BLESSED FRANCIS' ESTEEM OF THE VIRTUE OF SIMPLICITY.

Our Blessed Father had the highest possible esteem for the virtue of simplicity. Indeed, my sisters, you know what a prominent place he gives to it in his letters, his Spiritual Conferences, and elsewhere. Whenever he met with an example of it he rejoiced and openly expressed his delight. I will here give you one instance which he told me, as it were exulting over it. After having preached the Advent and Lent at Grenoble, he paid a visit to La Grande Chartreuse, that centre of wonderful devotion and austerity, the surroundings of which are so wild, solitary, and almost terrible in their ruggedness, that St. Bernard called it locus horroris et vastæ solitudinis.

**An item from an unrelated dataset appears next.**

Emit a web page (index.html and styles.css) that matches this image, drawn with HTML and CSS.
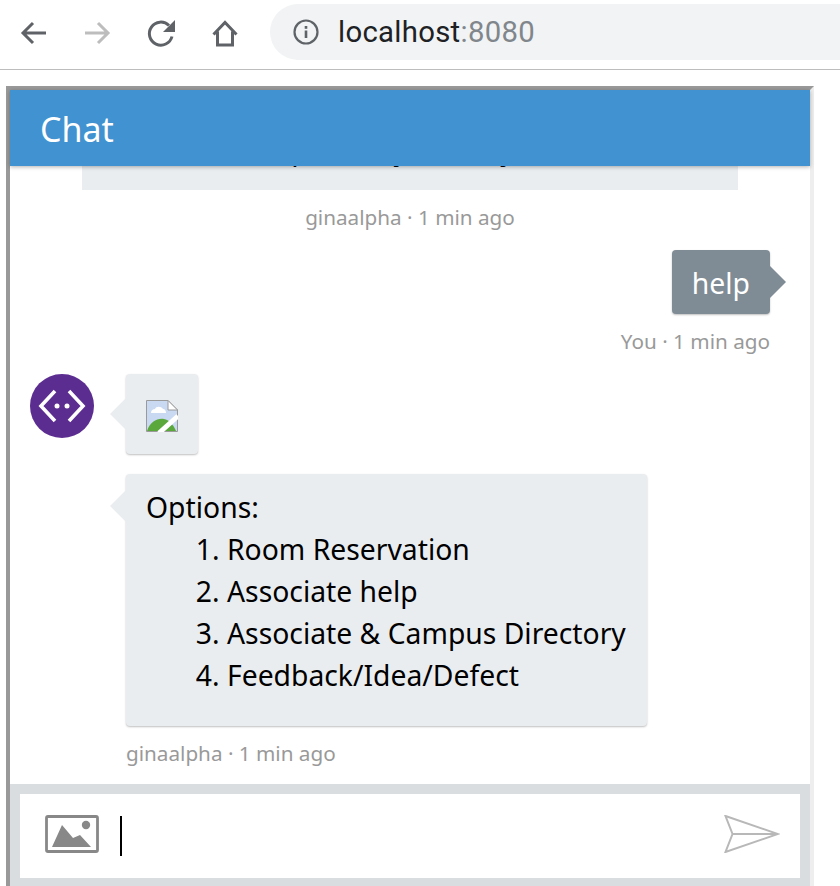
FILE: index.html
```html
<!DOCTYPE html>
<html lang="en">
<head>
<meta charset="utf-8">
<title>Chat</title>
<link rel="stylesheet" href="styles.css">
</head>
<body>
<div class="toolbar">
  <svg class="tb-icon" width="30" height="30" viewBox="0 0 30 30"><path d="M30 15H7M17 5 7 15 17 25" fill="none" stroke="#5f6368" stroke-width="3"/></svg>
  <svg class="tb-icon" width="30" height="30" viewBox="0 0 30 30"><path d="M3 15H26M16 5 26 15 16 25" fill="none" stroke="#bdbdbd" stroke-width="3"/></svg>
  <svg class="tb-icon" width="30" height="30" viewBox="0 0 30 30"><path d="M26 18.500A11.500 11.500 0 1 1 23 7.500" fill="none" stroke="#5f6368" stroke-width="3"/><path d="M29 2V14H17Z" fill="#5f6368"/></svg>
  <svg class="tb-icon" width="30" height="30" viewBox="0 0 30 30"><path d="M3.500 16.500 15 4.500 26.500 16.500M7.500 13.500V27H22.500V13.500" fill="none" stroke="#5f6368" stroke-width="3"/></svg>
  <div class="omnibox">
    <svg width="28" height="28" viewBox="0 0 28 28"><circle cx="14" cy="14" r="11.500" fill="none" stroke="#5f6368" stroke-width="2.200"/><rect x="12.700" y="12.500" width="2.600" height="7.500" fill="#5f6368"/><rect x="12.700" y="8" width="2.600" height="2.800" fill="#5f6368"/></svg>
    <span class="url">localhost<span class="port">:8080</span></span>
  </div>
</div>
<main class="chat">
  <header class="chat-head">Chat</header>
  <section class="messages">
    <div class="first-block">
      <div class="bubble-flat">What can I help them you are you</div>
      <div class="meta meta-center">ginaalpha · 1 min ago</div>
    </div>
    <div class="sent">
      <div class="bubble bubble-sent">help</div>
      <div class="meta">You · 1 min ago</div>
    </div>
    <div class="received">
      <div class="avatar">
        <svg width="64" height="64" viewBox="0 0 64 64"><circle cx="32" cy="32" r="32" fill="#5c2d91"/><path d="M25 17 11 32 25 47M39 17 53 32 39 47" fill="none" stroke="#fff" stroke-width="3.600"/><circle cx="27" cy="32" r="2.500" fill="#fff"/><circle cx="37" cy="32" r="2.500" fill="#fff"/></svg>
      </div>
      <div class="stack">
        <div class="bubble bubble-in bubble-img">
          <svg width="32" height="32" viewBox="0 0 32 32">
            <path d="M.5.500H22L31.500 10V31.500H.5Z" fill="#c9d9f2" stroke="#9a9a9a"/>
            <path d="M22 .5V10H31.500Z" fill="#fff" stroke="#9a9a9a"/>
            <path d="M5 13c0-3 2-4 4-4 1-3 6-3 8 0 2 0 3 2 3 4Z" fill="#fff"/>
            <path d="M1 31C4 22 11 18 18 19c5 1 9 5 12 12Z" fill="#5aa83c"/>
            <path d="M13 33 32 16" stroke="#fff" stroke-width="5"/>
          </svg>
        </div>
        <div class="bubble bubble-in bubble-options">
          <div>Options:</div>
          <ol class="options">
            <li>Room Reservation</li>
            <li>Associate help</li>
            <li>Associate &amp; Campus Directory</li>
            <li>Feedback/Idea/Defect</li>
          </ol>
        </div>
        <div class="meta meta-in">ginaalpha · 1 min ago</div>
      </div>
    </div>
  </section>
  <footer class="composer">
    <div class="composer-box">
      <svg class="img-icon" width="54" height="38" viewBox="0 0 54 38"><rect x="1.500" y="1.500" width="51" height="35" rx="1.500" fill="none" stroke="#888" stroke-width="2.800"/><path d="M7 32 17 10 28 23 35 20 46 32Z" fill="#888"/><circle cx="41" cy="10" r="4.200" fill="#888"/></svg>
      <div class="caret"></div>
      <svg class="send-icon" width="56" height="38" viewBox="0 0 56 38"><path d="M1.500 1 54 19 1.500 37 8.500 19ZM8.500 19H54" fill="none" stroke="#b8b8b8" stroke-width="2"/></svg>
    </div>
  </footer>
</main>
</body>
</html>
```
FILE: styles.css
```css
* { box-sizing: border-box; }
html, body { margin: 0; height: 100%; overflow: hidden; background: #fff; }
body { font-family: "Noto Sans", "Open Sans", sans-serif; display: flex; flex-direction: column; }

.toolbar {
  height: 70px;
  flex: none;
  display: flex;
  align-items: flex-start;
  padding: 4px 0 0 16px;
  border-bottom: 1px solid #bdbdbd;
}
.tb-icon { margin-top: 14px; margin-right: 34px; flex: none; }
.tb-icon:nth-child(1) { margin-right: 36px; }
.tb-icon:nth-child(4) { margin-right: 30px; }
.omnibox {
  flex: 1;
  height: 56px;
  border-radius: 28px 0 0 28px;
  background: #f1f3f4;
  display: flex;
  align-items: center;
  padding-left: 22px;
  gap: 18px;
}
.url { font-size: 29.300px; color: #202124; font-family: "Roboto", sans-serif; letter-spacing: .3px; }
.port { color: #80868b; }

.chat {
  flex: 1;
  min-height: 0;
  margin: 16px 26px 0 6px;
  border-top: 4px solid #999;
  border-left: 4px solid #999;
  border-right: 4px solid #eee;
  display: flex;
  flex-direction: column;
}
.chat-head {
  flex: none;
  height: 76px;
  background: #4192d0;
  color: #fff;
  font-size: 34px;
  line-height: 78px;
  padding-left: 30px;
  box-shadow: 0 1px 4px rgba(0,0,0,.3);
  position: relative;
  z-index: 1;
}
.messages {
  flex: 1;
  min-height: 0;
  overflow: hidden;
  display: flex;
  flex-direction: column;
  justify-content: flex-end;
  padding-bottom: 17px;
}
.first-block { display: flex; flex-direction: column; align-items: center; margin-bottom: 19px; padding: 0 72px; }
.bubble-flat {
  width: 100%;
  background: #eaedf0;
  font-size: 28.300px;
  line-height: 42px;
  padding: 20px 20px 20px;
  color: #000;
  margin-bottom: 13px;
  white-space: nowrap;
}
.meta { font-size: 20.700px; line-height: 28px; color: #999; }
.sent { display: flex; flex-direction: column; align-items: flex-end; padding-right: 40px; margin-bottom: 19px; }
.sent .meta { margin-top: 13px; }
.bubble { border-radius: 4px; box-shadow: 0 1px 2px rgba(0,0,0,.25); position: relative; }
.bubble::after {
  content: "";
  position: absolute;
  top: 50%;
  width: 0;
  height: 0;
  border-style: solid;
  margin-top: -16px;
}
.bubble-sent {
  background: #7f8c95;
  color: #fff;
  font-size: 28.300px;
  line-height: 42px;
  padding: 12px 20px 10px;
}
.bubble-sent::after { left: 100%; border-width: 16px 0 16px 16px; border-color: transparent transparent transparent #7f8c95; }
.received { display: flex; padding-left: 20px; gap: 32px; }
.avatar { flex: none; height: 64px; }
.stack { display: flex; flex-direction: column; align-items: flex-start; }
.bubble-in { background: #eaedf0; color: #000; }
.bubble-in::after { right: 100%; border-width: 16px 16px 16px 0; border-color: transparent #eaedf0 transparent transparent; }
.bubble-img { width: 72px; height: 80px; padding: 26px 0 0 20px; margin-bottom: 20px; }
.bubble-img svg { display: block; }
.bubble-options { font-size: 28.300px; line-height: 42px; padding: 12px 21px 30px 20px; }
.bubble-options::after { top: 0; margin-top: 16px; }
.options { margin: 0; padding-left: 81px; }
.meta-in { margin-top: 13px; }

.composer { flex: none; height: 102px; background: #dadde0; padding: 10px 10px 8px; }
.composer-box { height: 84px; background: #fff; display: flex; align-items: center; padding: 0 20px 4px 25px; }
.img-icon { flex: none; }
.caret { width: 2px; height: 40px; background: #000; margin: 4px 0 0 21px; }
.send-icon { flex: none; margin-left: auto; }
```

At the time of his visit, the Prior General of the whole Order was Dom Bruno d'Affringues, a native of St. Omer, a man of profound learning and of still more profound humility and simplicity. I knew him well, and can bear witness to the beauty of his character, which in its extreme sweetness and simplicity had something in it not of this earth.

He received Blessed Francis on his arrival with his usual delightful courtesy and sincerity. After having conducted him to a guest chamber suited to his rank, and having talked with him on many lofty and sublime subjects, he suddenly remembered that it was some feast day of the Order. He therefore took leave of the Bishop, saying that he would gladly have stayed with him much longer, but that he knew his honoured guest would prefer obedience to everything else, and that he must retire to his cell to prepare for Matins, it being the feast of one of their great Saints.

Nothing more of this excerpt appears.